After reconvening in public 40 minutes later, the council unanimously approved amendments to the ESG plan, which will allow High Town shops to be moved to the new retail development.

Passionate interruptions from the public gallery became so frequent that Jarvis Cockup threatened to suspend the meeting yet again if the heckling didn’t stop.

The deal done by the council will now allow:

o developers to poach any existing High Town tenant to move them to the new retail quarter. ESG rents will be so low that it will make financial sense to move across the ring road

o only a third of the site to be initially developed with no timescale agreed to deliver the remaining scheme (meaning a new cinema will not be built for a very long time)

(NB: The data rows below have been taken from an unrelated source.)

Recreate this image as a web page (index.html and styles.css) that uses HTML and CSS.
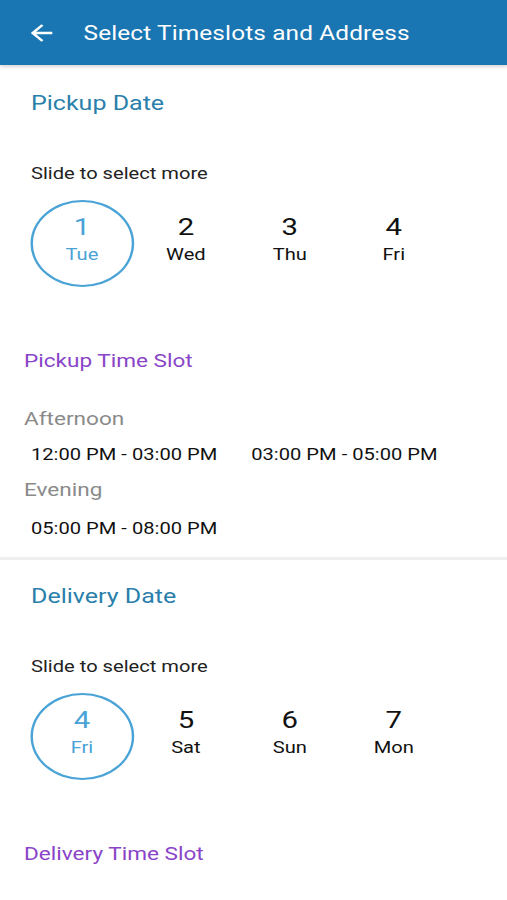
FILE: index.html
```html
<!DOCTYPE html>
<html>
<head>
<meta charset="utf-8">
<link rel="stylesheet" href="styles.css">
</head>
<body>
<div class="page">
<header class="appbar">
  <svg class="back" width="18" height="18" viewBox="0 0 18 18"><path d="M17 9H2.5M9 1.8L1.8 9L9 16.2" fill="none" stroke="#fff" stroke-width="2.3" stroke-linecap="square"/></svg>
  <h1 class="title">Select Timeslots and Address</h1>
</header>

<section class="block">
  <h2 class="date-title">Pickup Date</h2>
  <p class="hint">Slide to select more</p>
  <div class="dates">
    <div class="day selected"><span class="num">1</span><span class="dow">Tue</span></div>
    <div class="day"><span class="num">2</span><span class="dow">Wed</span></div>
    <div class="day"><span class="num">3</span><span class="dow">Thu</span></div>
    <div class="day"><span class="num">4</span><span class="dow">Fri</span></div>
  </div>
  <h2 class="slot-title">Pickup Time Slot</h2>
  <div class="period">Afternoon</div>
  <div class="slots">
    <span class="slot">12:00 PM - 03:00 PM</span>
    <span class="slot">03:00 PM - 05:00 PM</span>
  </div>
  <div class="period second">Evening</div>
  <div class="slots last">
    <span class="slot">05:00 PM - 08:00 PM</span>
  </div>
</section>

<div class="divider"></div>

<section class="block delivery">
  <h2 class="date-title">Delivery Date</h2>
  <p class="hint">Slide to select more</p>
  <div class="dates">
    <div class="day selected"><span class="num">4</span><span class="dow">Fri</span></div>
    <div class="day"><span class="num">5</span><span class="dow">Sat</span></div>
    <div class="day"><span class="num">6</span><span class="dow">Sun</span></div>
    <div class="day"><span class="num">7</span><span class="dow">Mon</span></div>
  </div>
  <h2 class="slot-title">Delivery Time Slot</h2>
</section>
</div>
</body>
</html>
```

FILE: styles.css
```css
* { box-sizing: border-box; }
html, body { margin: 0; padding: 0; background: #fff; }
body {
  font-family: Roboto, "Noto Sans", sans-serif;
  color: #1a1a1a;
  width: 507px;
  height: 900px;
  overflow: hidden;
}
.page {
  width: 415.6px;
  transform: scaleX(1.22);
  transform-origin: 0 0;
}
.appbar {
  height: 65px;
  background: #1976b2;
  display: flex;
  align-items: center;
  padding-left: 24.5px;
  box-shadow: 0 2px 3px rgba(0,0,0,0.16);
  position: relative;
}
.back { margin-right: 26px; margin-top: 0; }
.title {
  margin: 0;
  color: #fff;
  font-size: 20px;
  font-weight: 400;
  letter-spacing: 0.1px;
}
.date-title {
  margin: 0;
  padding: 25px 0 0 25.4px;
  font-size: 20.5px;
  font-weight: 400;
  color: #2a7fab;
  line-height: 26px;
}
.delivery .date-title { padding-top: 23px; }
.hint {
  margin: 0;
  padding: 48px 0 0 25.4px;
  font-size: 16.5px;
  line-height: 20px;
  color: #222;
}
.dates {
  display: flex;
  padding: 16px 0 0 24.6px;
}
.day {
  width: 85.2px;
  height: 87px;
  display: flex;
  flex-direction: column;
  align-items: center;
  padding-top: 11px;
  color: #111;
  border: 2.3px solid transparent;
  border-radius: 50%;
}
.day.selected {
  border-color: #4aa3d6;
  color: #4aa3d6;
}
.num { font-size: 24px; line-height: 28px; }
.dow { font-size: 16.5px; line-height: 22px; margin-top: 3px; }
.slot-title {
  margin: 0;
  padding: 62px 0 0 19.7px;
  font-size: 18.5px;
  font-weight: 400;
  line-height: 24px;
  color: #8a44c8;
}
.period {
  padding: 35px 0 0 19.7px;
  font-size: 18.5px;
  line-height: 22px;
  color: #8a8a8a;
}
.period.second { padding-top: 14px; }
.slots {
  display: flex;
  gap: 27.8px;
  padding: 15px 0 0 25.4px;
  font-size: 16.5px;
  line-height: 20px;
  color: #111;
}
.slots.last { padding-top: 18px; }
.divider {
  height: 3px;
  background: #efefef;
  margin-top: 18px;
}
```
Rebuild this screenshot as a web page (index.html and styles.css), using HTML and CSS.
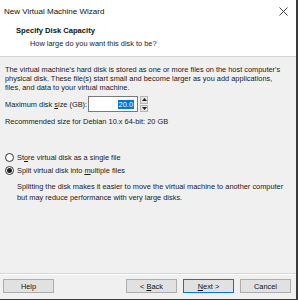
FILE: index.html
```html
<!DOCTYPE html>
<html lang="en">
<head>
  <meta charset="UTF-8" />
  <title>New Virtual Machine Wizard</title>
  <link rel="stylesheet" href="styles.css">
</head>
<body>
  <div class="window">

    <!-- title bar + header -->
    <div class="top">
      <div class="titlebar">
        <span class="title">New Virtual Machine Wizard</span>
        <span class="close">
          <svg width="9" height="9" viewBox="0 0 9 9"><path d="M0.5 0.5 L8.5 8.5 M8.5 0.5 L0.5 8.5" stroke="#444" stroke-width="1"/></svg>
        </span>
      </div>
      <div class="header">
        <div class="heading">Specify Disk Capacity</div>
        <div class="subheading">How large do you want this disk to be?</div>
      </div>
    </div>

    <!-- body -->
    <div class="content">
      <p class="intro">The virtual machine's hard disk is stored as one or more files on the host computer's physical disk. These file(s) start small and become larger as you add applications, files, and data to your virtual machine.</p>

      <div class="size-row">
        <label>Maximum disk <u>s</u>ize (GB):</label>
        <div class="field"><span class="sel">20.0</span></div>
        <div class="spin">
          <span class="spin-btn"><svg width="5" height="3" viewBox="0 0 5 3"><path d="M0 3 L2.5 0 L5 3 Z" fill="#222"/></svg></span>
          <span class="spin-btn"><svg width="5" height="3" viewBox="0 0 5 3"><path d="M0 0 L2.5 3 L5 0 Z" fill="#222"/></svg></span>
        </div>
      </div>

      <p class="recommend">Recommended size for Debian 10.x 64-bit: 20 GB</p>

      <div class="options">
        <div class="radio"><span class="dot"></span><span>St<u>o</u>re virtual disk as a single file</span></div>
        <div class="radio checked"><span class="dot"></span><span>Split virtual disk into <u>m</u>ultiple files</span></div>
        <p class="note">Splitting the disk makes it easier to move the virtual machine to another computer but may reduce performance with very large disks.</p>
      </div>
    </div>

    <!-- buttons -->
    <div class="footer">
      <button class="btn">Help</button>
      <div class="spacer"></div>
      <button class="btn">&lt; <u>B</u>ack</button>
      <button class="btn primary"><u>N</u>ext &gt;</button>
      <button class="btn">Cancel</button>
    </div>
  </div>
</body>
</html>
```

FILE: styles.css
```css
* { box-sizing: border-box; margin: 0; padding: 0 }
html, body {
  width: 100%; height: 100%;
  background: #f0f0f0;
  font-family: 'Liberation Sans', Arial, sans-serif;
  font-size: 7.4px;
  color: #1a1a1a;
  overflow: hidden;
}

/*–––– Window ––––*/
.window {
  width: 298px; height: 300px;
  display: flex; flex-direction: column;
  background: #f0f0f0;
  border-right: 2px solid #3a3a3a;
  border-bottom: 1px solid #3a3a3a;
}

/*–––– Title + Header ––––*/
.top {
  background: #fff;
  border-bottom: 1px solid #d5d5d5;
  height: 57px;
}
.titlebar {
  height: 22px;
  display: flex; align-items: center; justify-content: space-between;
  padding: 0 8px 0 4px;
}
.title { font-size: 8px; color: #111 }
.close { display: flex }
.header { padding: 4px 0 0 16px }
.heading { font-weight: bold; font-size: 7.6px; line-height: 10px; color: #111 }
.subheading { padding: 3px 0 0 14px; line-height: 10px }

/*–––– Content ––––*/
.content {
  flex: 1;
  padding: 8px 5px 0 5px;
  border-bottom: 1px solid #d8d8d8;
}
.intro { line-height: 9px; max-width: 281px }
.size-row {
  display: flex; align-items: center;
  margin-top: 4px;
  height: 16px;
}
.size-row label { width: 83px }
.field {
  width: 50px; height: 16px;
  background: #fff;
  border: 1px solid #7a7a7a;
  display: flex; align-items: center; justify-content: flex-end;
  padding-right: 3px;
}
.sel { background: #0078d7; color: #fff; line-height: 9px; padding: 0 1px }
.spin {
  margin-left: 2px;
  display: flex; flex-direction: column; gap: 1px;
  height: 16px;
}
.spin-btn {
  width: 8px; flex: 1;
  display: flex; align-items: center; justify-content: center;
  background: #e5e5e5;
  border: 1px solid #b5b5b5;
}
.recommend { margin-top: 5px; line-height: 9px }

.options { margin-top: 25px }
.radio {
  display: flex; align-items: center;
  height: 12px; margin-bottom: 1px;
}
.dot {
  width: 9px; height: 9px;
  border: 1px solid #333; border-radius: 50%;
  background: #fff;
  margin-right: 3px;
  display: flex; align-items: center; justify-content: center;
}
.checked .dot::after {
  content: '';
  width: 5px; height: 5px; border-radius: 50%;
  background: #222;
}
.note { padding: 4px 0 0 12px; line-height: 11px }

/*–––– Footer ––––*/
.footer {
  height: 25px;
  border-top: 1px solid #fff;
  display: flex; align-items: center;
  padding: 0 5px 2px 3px;
  gap: 6px;
}
.spacer { flex: 1 }
.btn {
  width: 51px; height: 14px;
  font-family: inherit; font-size: 7.4px; color: #111;
  background: #e1e1e1;
  border: 1px solid #adadad;
}
.btn.primary { border-color: #0078d7 }
```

o land to be sold at only a tenth of the original value.

Montagu Evans, acting as surveyors for Herefordshire Council, confirmed that only around seven of the available 35 units have been pre-let. Despite this, Tory councillors continued to state how the only alternative to the current plan would be new Tesco store.

Throughout the meeting Jarvis Cockup appeared vindictive and arrogant when faced with difficult questions. Though the most striking aspect in all of this is how Herefordshire Council are refusing to acknowledge the overwhelming opposition to its plans, not only from those who have been critical from day one, but from people who were at one time supportive but now see the poor deal for it really is.

The deal done today is incredibly bad for Herefordshire. It will see Stanhope and builders Robert McAlpine giving Hereford only a department store and five or six new units likely to be occupied by shops already trading in the city. And that’s it.

The Conservatives on council’s cabinet committee are fooling no one into thinking this will keep young people from moving away or will bring new jobs to the area, as they stated so often as reasons why the amendments should be agreed. It is motived only by money and the fact that can see their cattle market deal becoming worse and worse as the years go by.

Today was a hasty decision taken only to save their political face. A sad day for Herefordshire.